That a heart will not back down
when an armored vehicle barrels toward it
is also a love story

—from On Translation

All language is oracular,’ posits Lena Khalaf Tuffaha and this attempt to understand it while also utilizing it is at the heart of Something About Living. ‘My ongoing inquiry and interest is the way language moves and changes and changes us who make it,’ Tuffaha told the Seattle Times, ‘and the ways in which language, instead of illuminating, is often used to obfuscate or erase.’ Language is often the tools we use not only to express ourselves, but to understand the world and events around us and as is shown across these poems, imperialism strips the colonized people of narrative control over themselves but also control over the language. ‘Whatever histories we were raised on have come to an end,’ she writes on how language can be a form of cultural erasure and many of these poems ring out in protest against such imperialist rhetoric and linguistic recalibration. For instance, in the poem Crowdsourced she writes:

Discard the imperial names of cities and villages.
Share the story of watermelon days, your family’s address a Jerusalem
Street you won’t be allowed to enter.
Say liberation where before you spoke of endings.

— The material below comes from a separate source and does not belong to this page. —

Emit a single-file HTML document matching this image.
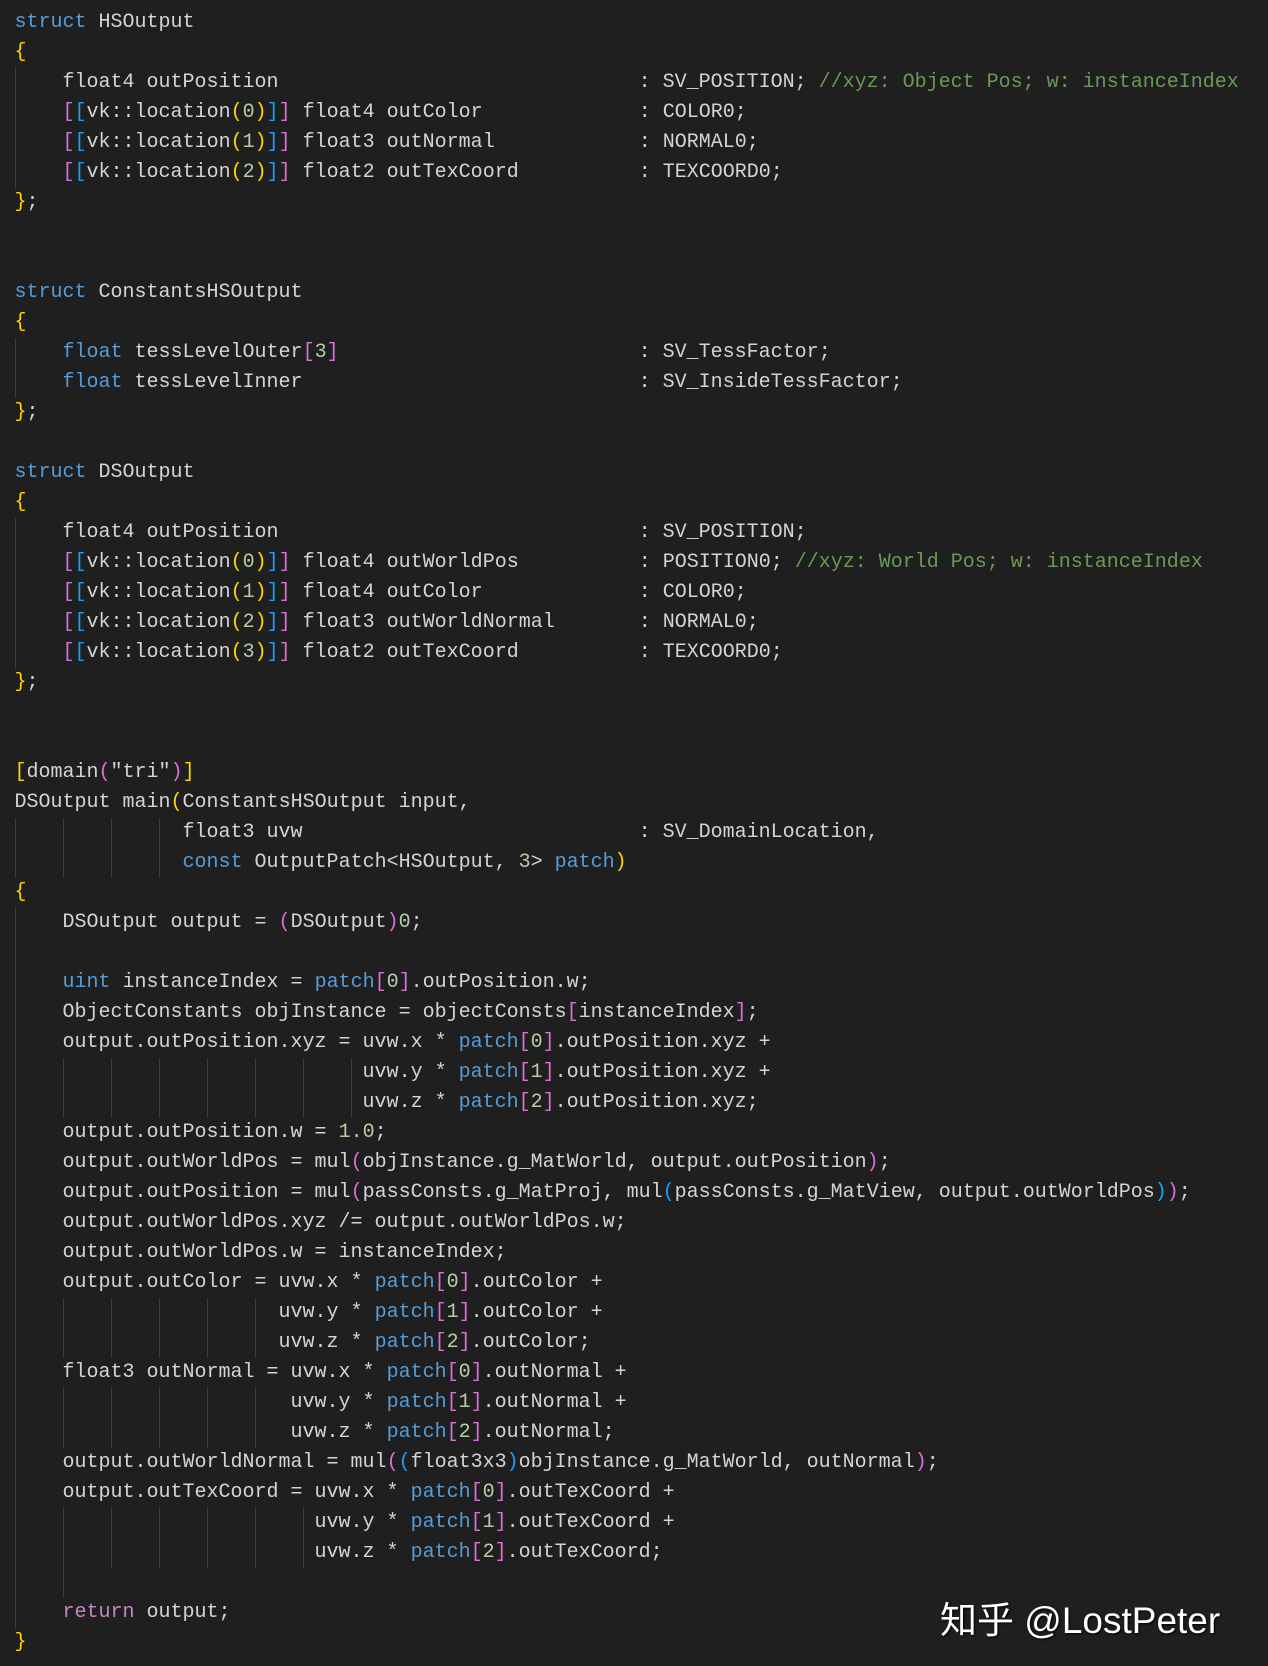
<!DOCTYPE html>
<html><head><meta charset="utf-8"><style>
html,body{margin:0;padding:0;background:#1f1f1f;}
body{width:1268px;height:1666px;position:relative;overflow:hidden;}
pre{position:absolute;left:14.5px;top:8px;margin:0;font-family:"Liberation Mono",monospace;font-size:20px;line-height:30px;color:#d4d4d4;}
.k{color:#569cd6}.c{color:#6a9955}.n{color:#b5cea8}.y{color:#ffd700}.p{color:#da70d6}.b{color:#179fff}.r{color:#c586c0}
.g{position:absolute;width:1px;background:#3e3e3e;}
.wm{position:absolute;left:940px;top:1590px;font-family:"Liberation Sans","Noto Sans CJK SC",sans-serif;font-size:37px;color:#fff;text-shadow:1px 1px 2px #000;white-space:nowrap;}
</style></head><body>
<div class="g" style="left:15px;top:68px;height:120px"></div>
<div class="g" style="left:15px;top:338px;height:60px"></div>
<div class="g" style="left:15px;top:518px;height:150px"></div>
<div class="g" style="left:15px;top:818px;height:60px"></div>
<div class="g" style="left:15px;top:908px;height:720px"></div>
<div class="g" style="left:63px;top:818px;height:60px"></div>
<div class="g" style="left:111px;top:818px;height:60px"></div>
<div class="g" style="left:159px;top:818px;height:60px"></div>
<div class="g" style="left:63px;top:1058px;height:60px"></div>
<div class="g" style="left:111px;top:1058px;height:60px"></div>
<div class="g" style="left:159px;top:1058px;height:60px"></div>
<div class="g" style="left:207px;top:1058px;height:60px"></div>
<div class="g" style="left:255px;top:1058px;height:60px"></div>
<div class="g" style="left:303px;top:1058px;height:60px"></div>
<div class="g" style="left:351px;top:1058px;height:60px"></div>
<div class="g" style="left:63px;top:1298px;height:60px"></div>
<div class="g" style="left:111px;top:1298px;height:60px"></div>
<div class="g" style="left:159px;top:1298px;height:60px"></div>
<div class="g" style="left:207px;top:1298px;height:60px"></div>
<div class="g" style="left:255px;top:1298px;height:60px"></div>
<div class="g" style="left:63px;top:1388px;height:60px"></div>
<div class="g" style="left:111px;top:1388px;height:60px"></div>
<div class="g" style="left:159px;top:1388px;height:60px"></div>
<div class="g" style="left:207px;top:1388px;height:60px"></div>
<div class="g" style="left:255px;top:1388px;height:60px"></div>
<div class="g" style="left:63px;top:1508px;height:90px"></div>
<div class="g" style="left:111px;top:1508px;height:60px"></div>
<div class="g" style="left:159px;top:1508px;height:60px"></div>
<div class="g" style="left:207px;top:1508px;height:60px"></div>
<div class="g" style="left:255px;top:1508px;height:60px"></div>
<div class="g" style="left:303px;top:1508px;height:60px"></div>
<pre><span class="k">struct</span> HSOutput
<span class="y">{</span>
    float4 outPosition                              : SV_POSITION; <span class="c">//xyz: Object Pos; w: instanceIndex</span>
    <span class="p">[</span><span class="b">[</span>vk::location<span class="y">(</span><span class="n">0</span><span class="y">)</span><span class="b">]</span><span class="p">]</span> float4 outColor             : COLOR0;
    <span class="p">[</span><span class="b">[</span>vk::location<span class="y">(</span><span class="n">1</span><span class="y">)</span><span class="b">]</span><span class="p">]</span> float3 outNormal            : NORMAL0;
    <span class="p">[</span><span class="b">[</span>vk::location<span class="y">(</span><span class="n">2</span><span class="y">)</span><span class="b">]</span><span class="p">]</span> float2 outTexCoord          : TEXCOORD0;
<span class="y">}</span>;


<span class="k">struct</span> ConstantsHSOutput
<span class="y">{</span>
    <span class="k">float</span> tessLevelOuter<span class="p">[</span><span class="n">3</span><span class="p">]</span>                         : SV_TessFactor;
    <span class="k">float</span> tessLevelInner                            : SV_InsideTessFactor;
<span class="y">}</span>;

<span class="k">struct</span> DSOutput
<span class="y">{</span>
    float4 outPosition                              : SV_POSITION;
    <span class="p">[</span><span class="b">[</span>vk::location<span class="y">(</span><span class="n">0</span><span class="y">)</span><span class="b">]</span><span class="p">]</span> float4 outWorldPos          : POSITION0; <span class="c">//xyz: World Pos; w: instanceIndex</span>
    <span class="p">[</span><span class="b">[</span>vk::location<span class="y">(</span><span class="n">1</span><span class="y">)</span><span class="b">]</span><span class="p">]</span> float4 outColor             : COLOR0;
    <span class="p">[</span><span class="b">[</span>vk::location<span class="y">(</span><span class="n">2</span><span class="y">)</span><span class="b">]</span><span class="p">]</span> float3 outWorldNormal       : NORMAL0;
    <span class="p">[</span><span class="b">[</span>vk::location<span class="y">(</span><span class="n">3</span><span class="y">)</span><span class="b">]</span><span class="p">]</span> float2 outTexCoord          : TEXCOORD0;
<span class="y">}</span>;


<span class="y">[</span>domain<span class="p">(</span>"tri"<span class="p">)</span><span class="y">]</span>
DSOutput main<span class="y">(</span>ConstantsHSOutput input,
              float3 uvw                            : SV_DomainLocation,
              <span class="k">const</span> OutputPatch&lt;HSOutput, <span class="n">3</span>&gt; <span class="k">patch</span><span class="y">)</span>
<span class="y">{</span>
    DSOutput output = <span class="p">(</span>DSOutput<span class="p">)</span><span class="n">0</span>;

    <span class="k">uint</span> instanceIndex = <span class="k">patch</span><span class="p">[</span><span class="n">0</span><span class="p">]</span>.outPosition.w;
    ObjectConstants objInstance = objectConsts<span class="p">[</span>instanceIndex<span class="p">]</span>;
    output.outPosition.xyz = uvw.x * <span class="k">patch</span><span class="p">[</span><span class="n">0</span><span class="p">]</span>.outPosition.xyz +
                             uvw.y * <span class="k">patch</span><span class="p">[</span><span class="n">1</span><span class="p">]</span>.outPosition.xyz +
                             uvw.z * <span class="k">patch</span><span class="p">[</span><span class="n">2</span><span class="p">]</span>.outPosition.xyz;
    output.outPosition.w = <span class="n">1.0</span>;
    output.outWorldPos = mul<span class="p">(</span>objInstance.g_MatWorld, output.outPosition<span class="p">)</span>;
    output.outPosition = mul<span class="p">(</span>passConsts.g_MatProj, mul<span class="b">(</span>passConsts.g_MatView, output.outWorldPos<span class="b">)</span><span class="p">)</span>;
    output.outWorldPos.xyz /= output.outWorldPos.w;
    output.outWorldPos.w = instanceIndex;
    output.outColor = uvw.x * <span class="k">patch</span><span class="p">[</span><span class="n">0</span><span class="p">]</span>.outColor +
                      uvw.y * <span class="k">patch</span><span class="p">[</span><span class="n">1</span><span class="p">]</span>.outColor +
                      uvw.z * <span class="k">patch</span><span class="p">[</span><span class="n">2</span><span class="p">]</span>.outColor;
    float3 outNormal = uvw.x * <span class="k">patch</span><span class="p">[</span><span class="n">0</span><span class="p">]</span>.outNormal +
                       uvw.y * <span class="k">patch</span><span class="p">[</span><span class="n">1</span><span class="p">]</span>.outNormal +
                       uvw.z * <span class="k">patch</span><span class="p">[</span><span class="n">2</span><span class="p">]</span>.outNormal;
    output.outWorldNormal = mul<span class="p">(</span><span class="b">(</span>float3x3<span class="b">)</span>objInstance.g_MatWorld, outNormal<span class="p">)</span>;
    output.outTexCoord = uvw.x * <span class="k">patch</span><span class="p">[</span><span class="n">0</span><span class="p">]</span>.outTexCoord +
                         uvw.y * <span class="k">patch</span><span class="p">[</span><span class="n">1</span><span class="p">]</span>.outTexCoord +
                         uvw.z * <span class="k">patch</span><span class="p">[</span><span class="n">2</span><span class="p">]</span>.outTexCoord;

    <span class="r">return</span> output;
<span class="y">}</span></pre>
<div class="wm">知乎 @LostPeter</div>
</body></html>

A later series of poems, Triptych is in response to the statement “No one belongs here more than you do” which was printed as a tourism ad for Israel in a US magazine in 1998 during a period of rapid growth in Israeli settlements in occupied West Bank and Gaza. The final part of the triptych is made up of lines from various Palestinian authors such as Naomi Shihab Nye, Mahmoud Darwish, Fadwa Tuqan, Nathalie Handal and aptly titled Reclamation Cento:

In the mirror of my heart you can find no shelter.
One woman loses 15 maybe 20 members of her family, one garden at a time.
I belong to the road and nothing belongs to me.
Out here, eyes find the edge that isn’t one.
I want nothing more from the passing days than the aroma of coffee,
stronger than memory, and sadder than sadness.
We are all waiting for you, you who have come so far.
Do not underestimate this rubble.


This need to have the narrative control over your own life is also the nature of the June Jordan quote from her poem Moving Towards Home (you can read it HERE) that serves as the epigraph for the collection, highlighting the need to speak in one’s own language ‘where the land is not bullied and beaten into a tombstone.’ Jordan appears multiple times across the collection, such as the poem addressed directly to her, and has long been an advocate for Palestine, such as in the documentary A Place of Rage where Jordan stated that ‘ a litmus test for morality’ was ‘what you're prepared to do on behalf of the Palestinian people’ (the other being standing up for queer people). In Letter to June Jordan in September, Taffah considers Jordan’s work and the ‘life of poetry’ in a constant existence where ‘our families are hauled off to the world of the dead, and every day it is on screen.’ Yet despite the daily horrors, the world often turns a blind eye. ‘Occasionally you are permitted to speak about the dead,’ she says later in Crowdsourced on the ways media often burdens Palestinan struggles with what Edward Said describes in The Question of Palestine as ‘completely asymmetrical records of destruction’ with a ‘rhetoric of outrage’ against Palestinians contrasted with ‘the rhetoric of neutrality used to describe Israeli attacks.’ And while ‘this poem is not a passport,’ each poem transports the reader into this uncomfortable space where language is both a necessity and a weapon that can be turned against you by forces of control that will manipulate language to uphold its own destructive powers.

To Be Self-Evident
(after Edward Said)

Every empire tells its subjects a story
of revelation. The trees let down
their aging leaves, listless
in late drought. The children thrive on filtration,
their classroom air and their selfies sanitized.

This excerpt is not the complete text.